— Directive —
Identify all lines below that hold "this" and collect them.

— Data provided —
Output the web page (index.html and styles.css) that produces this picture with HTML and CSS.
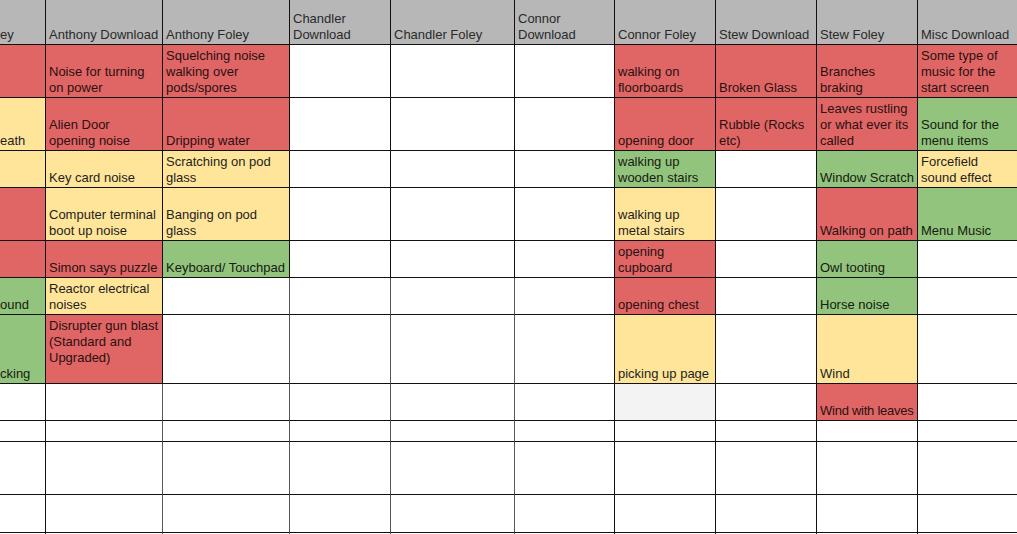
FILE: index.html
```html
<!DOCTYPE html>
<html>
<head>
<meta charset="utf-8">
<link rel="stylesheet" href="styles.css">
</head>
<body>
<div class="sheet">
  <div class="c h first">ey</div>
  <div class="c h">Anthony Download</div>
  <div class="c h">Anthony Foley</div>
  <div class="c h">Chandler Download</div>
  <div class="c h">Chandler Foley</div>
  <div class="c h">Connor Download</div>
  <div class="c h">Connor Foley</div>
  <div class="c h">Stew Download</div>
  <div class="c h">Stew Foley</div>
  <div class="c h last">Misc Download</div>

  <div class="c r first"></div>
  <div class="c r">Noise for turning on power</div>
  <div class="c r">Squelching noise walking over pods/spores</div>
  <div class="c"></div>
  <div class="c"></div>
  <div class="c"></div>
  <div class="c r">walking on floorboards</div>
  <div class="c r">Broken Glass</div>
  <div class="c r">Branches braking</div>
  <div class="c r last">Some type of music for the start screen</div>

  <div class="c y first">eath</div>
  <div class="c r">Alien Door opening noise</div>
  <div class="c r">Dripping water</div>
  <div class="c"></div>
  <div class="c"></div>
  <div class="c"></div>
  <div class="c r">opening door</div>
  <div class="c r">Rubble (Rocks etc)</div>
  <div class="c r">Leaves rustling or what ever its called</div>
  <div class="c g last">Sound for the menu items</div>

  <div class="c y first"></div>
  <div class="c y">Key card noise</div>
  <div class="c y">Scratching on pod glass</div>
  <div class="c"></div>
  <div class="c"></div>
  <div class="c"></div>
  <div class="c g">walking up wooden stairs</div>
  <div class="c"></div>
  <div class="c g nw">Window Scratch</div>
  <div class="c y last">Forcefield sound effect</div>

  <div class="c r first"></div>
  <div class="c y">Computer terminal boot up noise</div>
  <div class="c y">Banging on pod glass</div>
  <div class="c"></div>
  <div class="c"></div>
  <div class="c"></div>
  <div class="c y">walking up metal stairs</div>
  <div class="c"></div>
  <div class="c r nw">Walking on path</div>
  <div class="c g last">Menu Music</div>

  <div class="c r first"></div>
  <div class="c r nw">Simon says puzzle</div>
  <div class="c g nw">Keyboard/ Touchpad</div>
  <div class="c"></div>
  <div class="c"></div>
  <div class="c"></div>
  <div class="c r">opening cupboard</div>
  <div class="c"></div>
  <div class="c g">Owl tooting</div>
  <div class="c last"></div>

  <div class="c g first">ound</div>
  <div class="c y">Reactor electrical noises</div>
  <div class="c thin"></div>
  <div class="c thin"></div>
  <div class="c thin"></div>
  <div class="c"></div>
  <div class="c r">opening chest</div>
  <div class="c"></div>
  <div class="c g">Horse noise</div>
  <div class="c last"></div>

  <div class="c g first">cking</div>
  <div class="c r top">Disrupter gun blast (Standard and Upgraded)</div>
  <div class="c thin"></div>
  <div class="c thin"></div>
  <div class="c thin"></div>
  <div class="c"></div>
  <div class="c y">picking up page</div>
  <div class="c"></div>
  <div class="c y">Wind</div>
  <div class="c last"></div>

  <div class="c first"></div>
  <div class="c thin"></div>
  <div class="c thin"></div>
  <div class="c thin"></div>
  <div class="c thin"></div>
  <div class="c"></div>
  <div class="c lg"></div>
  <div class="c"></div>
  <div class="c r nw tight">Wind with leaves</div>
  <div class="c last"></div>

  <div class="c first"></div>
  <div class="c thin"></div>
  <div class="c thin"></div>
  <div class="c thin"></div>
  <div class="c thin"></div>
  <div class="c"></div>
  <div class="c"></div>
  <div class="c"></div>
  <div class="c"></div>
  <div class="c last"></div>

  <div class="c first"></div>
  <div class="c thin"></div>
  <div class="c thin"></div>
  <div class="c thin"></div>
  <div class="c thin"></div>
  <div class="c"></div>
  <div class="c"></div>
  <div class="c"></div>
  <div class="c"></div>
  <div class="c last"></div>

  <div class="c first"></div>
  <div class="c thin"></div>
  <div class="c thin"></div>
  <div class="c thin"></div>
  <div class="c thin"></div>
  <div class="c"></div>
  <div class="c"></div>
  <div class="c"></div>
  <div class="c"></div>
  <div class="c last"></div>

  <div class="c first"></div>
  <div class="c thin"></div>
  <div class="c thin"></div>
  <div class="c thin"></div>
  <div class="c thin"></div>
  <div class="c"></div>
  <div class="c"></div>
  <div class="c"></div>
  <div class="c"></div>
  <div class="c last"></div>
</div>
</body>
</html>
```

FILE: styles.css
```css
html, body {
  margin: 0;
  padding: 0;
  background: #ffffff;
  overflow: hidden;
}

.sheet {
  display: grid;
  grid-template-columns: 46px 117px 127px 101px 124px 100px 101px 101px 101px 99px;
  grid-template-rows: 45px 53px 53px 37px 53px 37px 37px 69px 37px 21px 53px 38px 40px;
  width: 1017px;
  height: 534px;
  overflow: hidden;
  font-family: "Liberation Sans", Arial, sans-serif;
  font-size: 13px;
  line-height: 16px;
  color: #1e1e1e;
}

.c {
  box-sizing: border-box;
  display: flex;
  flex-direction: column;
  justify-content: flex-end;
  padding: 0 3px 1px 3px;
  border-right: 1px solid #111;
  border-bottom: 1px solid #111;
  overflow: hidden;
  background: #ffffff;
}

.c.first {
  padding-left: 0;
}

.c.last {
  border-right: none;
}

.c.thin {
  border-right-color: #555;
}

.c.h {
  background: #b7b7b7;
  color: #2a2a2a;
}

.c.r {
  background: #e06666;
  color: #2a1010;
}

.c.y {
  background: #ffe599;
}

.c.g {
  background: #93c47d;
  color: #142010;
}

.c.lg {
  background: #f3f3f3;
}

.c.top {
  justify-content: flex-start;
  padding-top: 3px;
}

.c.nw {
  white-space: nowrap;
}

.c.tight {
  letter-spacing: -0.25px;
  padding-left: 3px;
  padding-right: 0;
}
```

==

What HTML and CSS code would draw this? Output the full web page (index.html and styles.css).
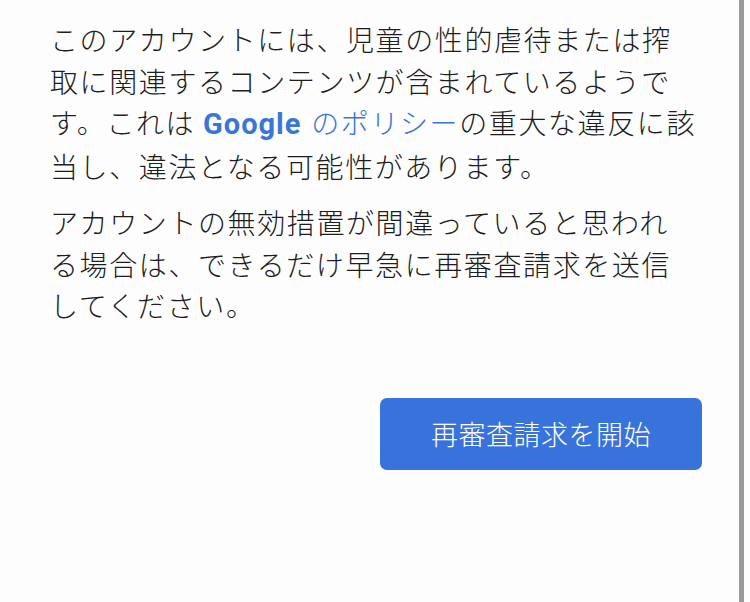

— Result —
Output the web page (index.html and styles.css) that produces this picture with HTML and CSS.
What HTML and CSS code would draw this? Output the full web page (index.html and styles.css).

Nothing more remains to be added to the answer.